Often fighters would roll small logs along their shins or strike them with bags of sand, the intention being to toughen the skin and build calluses which would provide extra protection during a fight. Hard shins and tough skin were an important part of being a good Muay Thai fighter.
The coconut tree was also utilized in many creative ways when it came to training. The Thai fighters would often climb them to strengthen their legs, slowly pushing with their feet and contracting their thigh muscles. The rough bark helped harden their feet, and even the coconuts themselves were used to aid in training. The fighters would place half of a broken coconut shell on the ground, partially fill it with sand, and then repeatedly strike their elbows into the shell and sand. This helped them practice their aim while simultaneously toughening their elbows, making them hard and coarse for fighting.
To practice striking accuracy on a moving target, the Thai warriors would often hang a coconut or lime from a string or vine and punch, kick, elbow and knee the moving target which mimicked their opponent in the ring. It is also believed that the fighters would slowly and methodically strike the hard husk of a coconut with their fists until it split, exposing the fruit inside. This can still be seen at Muay Thai shows for tourists throughout the Kingdom of Thailand.
Another popular and effective method for strength training was digging a small pit from knee to waist deep to jump in an out of. The fighter would only use the strength and explosive power of his legs to propel him upwards and land on his feet. This is very similar to the modern practice of plyometric training popular among Muay Thai and MMA fighters today. Thai fighters would also practice walking against the current of a strong stream and through thick, muddy rice fields to help build strong calf and thigh muscles.
In order to practice not blinking their eyes when getting struck in the face, the Muay Thai fighters would stand in rivers and slap the water into their faces while attempting to keep their eyes open.

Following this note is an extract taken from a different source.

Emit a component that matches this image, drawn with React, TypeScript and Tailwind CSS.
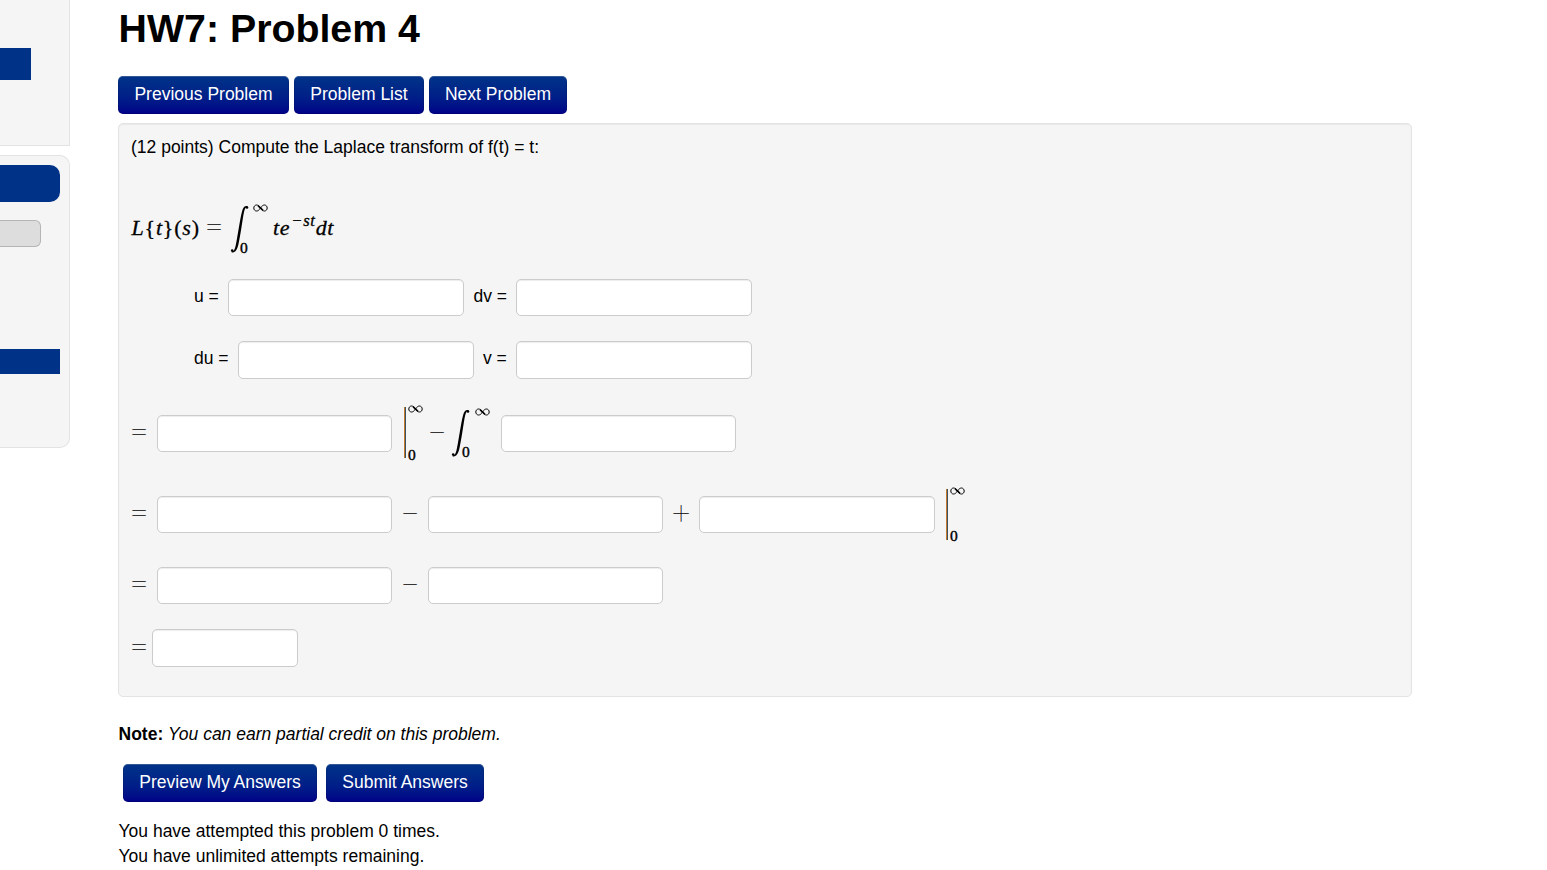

Another favored and very popular Muay Thai training technique is called the Muay Thai circle. A group of fighters would form a circle with one person in the middle. The fighter in the middle would then train with each person in the circle for a designated amount of time, switching at even intervals. They would often go through 5-6 opponents in a row, for approximately 10 minutes, to improve their clinching skills while building endurance and stamina. If a fighter can train for 10 minutes without a break, then a 3-minute round in the ring will be much easier to endure.
Where to see Muay Thai in Thailand
Bangkok’s Lumpini and Rajadamnern Stadiums are the best places to see professional Muay Thai fighters, local and foreign. Ringside seats can be purchased for little money where tourists get to experience professional fighters giving their-all, certainly offering great value for money.
Tourist resorts like Bangkok, Pattaya, Phuket and others, quite often will have boxing rings in the bars where visitors can enjoy the Thai national sport while enjoying a few beers, not quite the high standard seen in the national stadiums, but certainly very entertaining and usually free of charge. Be prepared to witness young kids and women fighting ferociously, that might not be to everyone’s liking but anything goes here!
I have personally visited Thailand many times and been fascinated by Muay Thai, the history and culture of this sport and the country itself are something to admire. Anyone else witnessed Muay Thai while visiting Thailand, if so, what were your impression of both?